Dead Space Extraction Conference Call Interview

“We decided to carve out a brand new story. There are four brand-new characters, but we wanted to make sure their motives and their misadventures intersect the bigger franchise in interesting ways,” he says. Focusing on new characters let the team tell the story through different perspectives. You’ll eventually build up a group of four as you play through the game, though which character you play as changes from chapter-to-chapter. In Extraction, all of the characters are fair game, explains Calhoun, which means the group may get separated, some may die, and others disappear. No one is safe, and this plays directly into the horror aesthetic found in every aspect of the game.

Dementia also plays a much more front-and-center role this time around, says associate producer Shereif Fattouh. Having total control over where players are looking at almost all times really gave the team the ability to script dementia more into the moment-to-moment gameplay. Unusual screen effects, seeing things that aren’t there, and other audio and visual trickery is a key part of the experience. Members of your party are also going to react in interesting ways when you start to experience dementia.

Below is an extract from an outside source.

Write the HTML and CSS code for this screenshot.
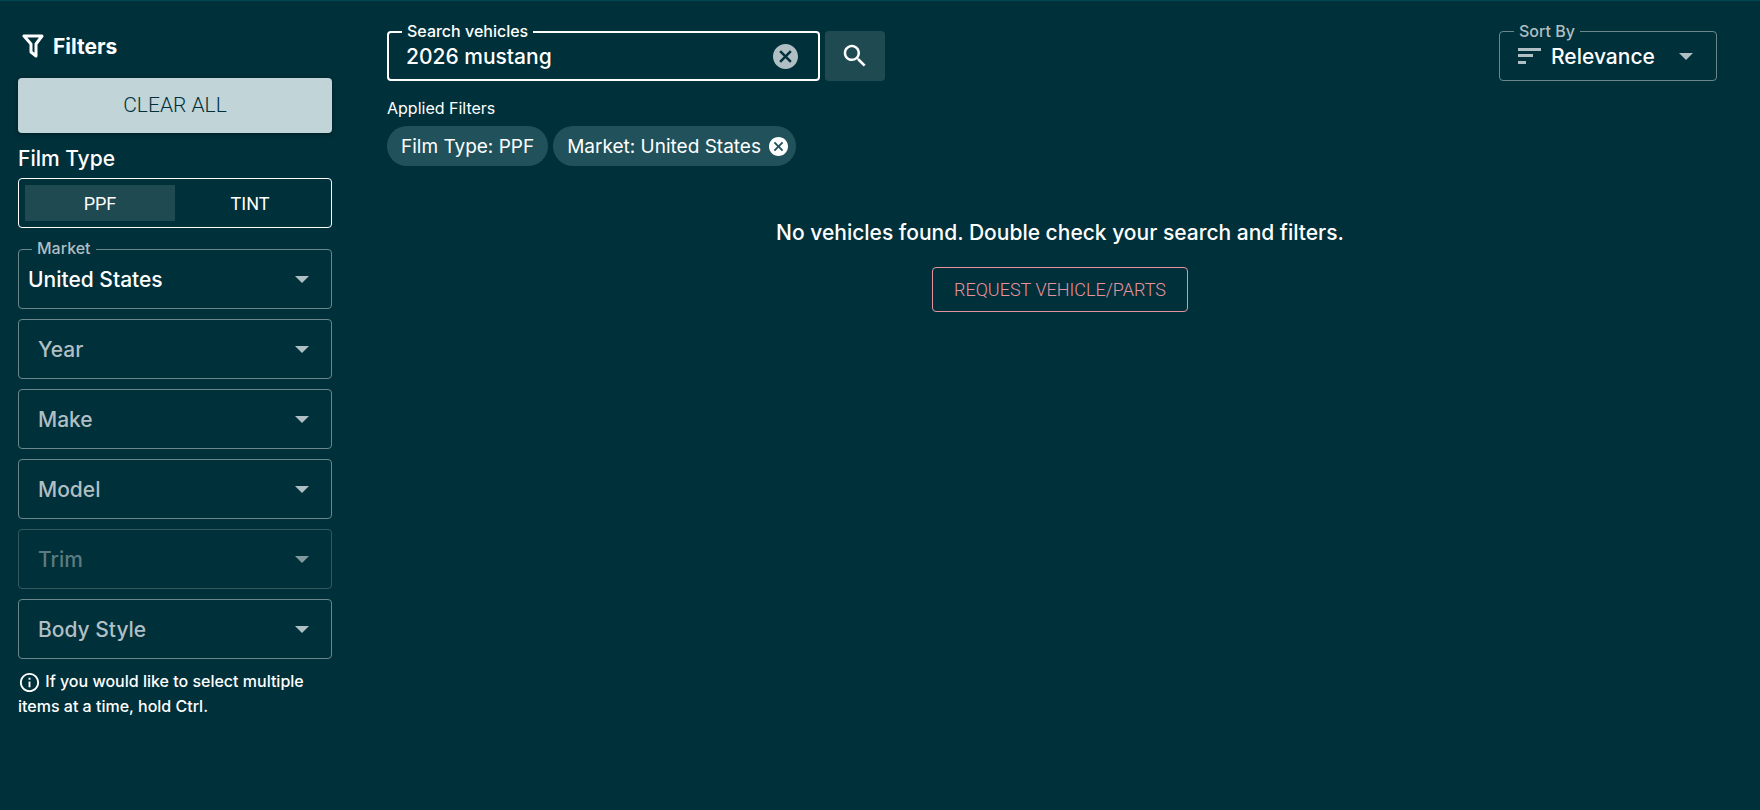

Dead Space Extraction Conference Call Interview

A Completely New Perspective

Going from the third-person, over-the-shoulder view in the original Dead Space to a first-person perspective for Extraction was a surprise move. The decision to make the game an enhanced on-rails shooter is an even bigger departure, but it’s one the developers stand by. This new approached gave the team total control over where the camera is pointed at all times, allowing them to maximize the visuals on the Wii, dial-up the horror suspense, and make the strategic dismemberment mechanics feel even more satisfying and connected to the controls, says executive producer Steve Papoutsis.

There were some early conversations about making Extraction a first-person shooter or trying to carry-over the controls from the first game, says creative director Wright Bagwell, but the team ultimately wanted to focus on utilizing the unique aspects of the Wii. “Having the light gun-style aiming scheme we thought was really super cool,” he says, “And being able to leverage that in a really deep way with all of our strategic dismemberment mechanics felt a lot more interesting than just trying to bring over third-person controls or first-person. We wanted to really just take advantage of what the platform can do that no other platform could do.”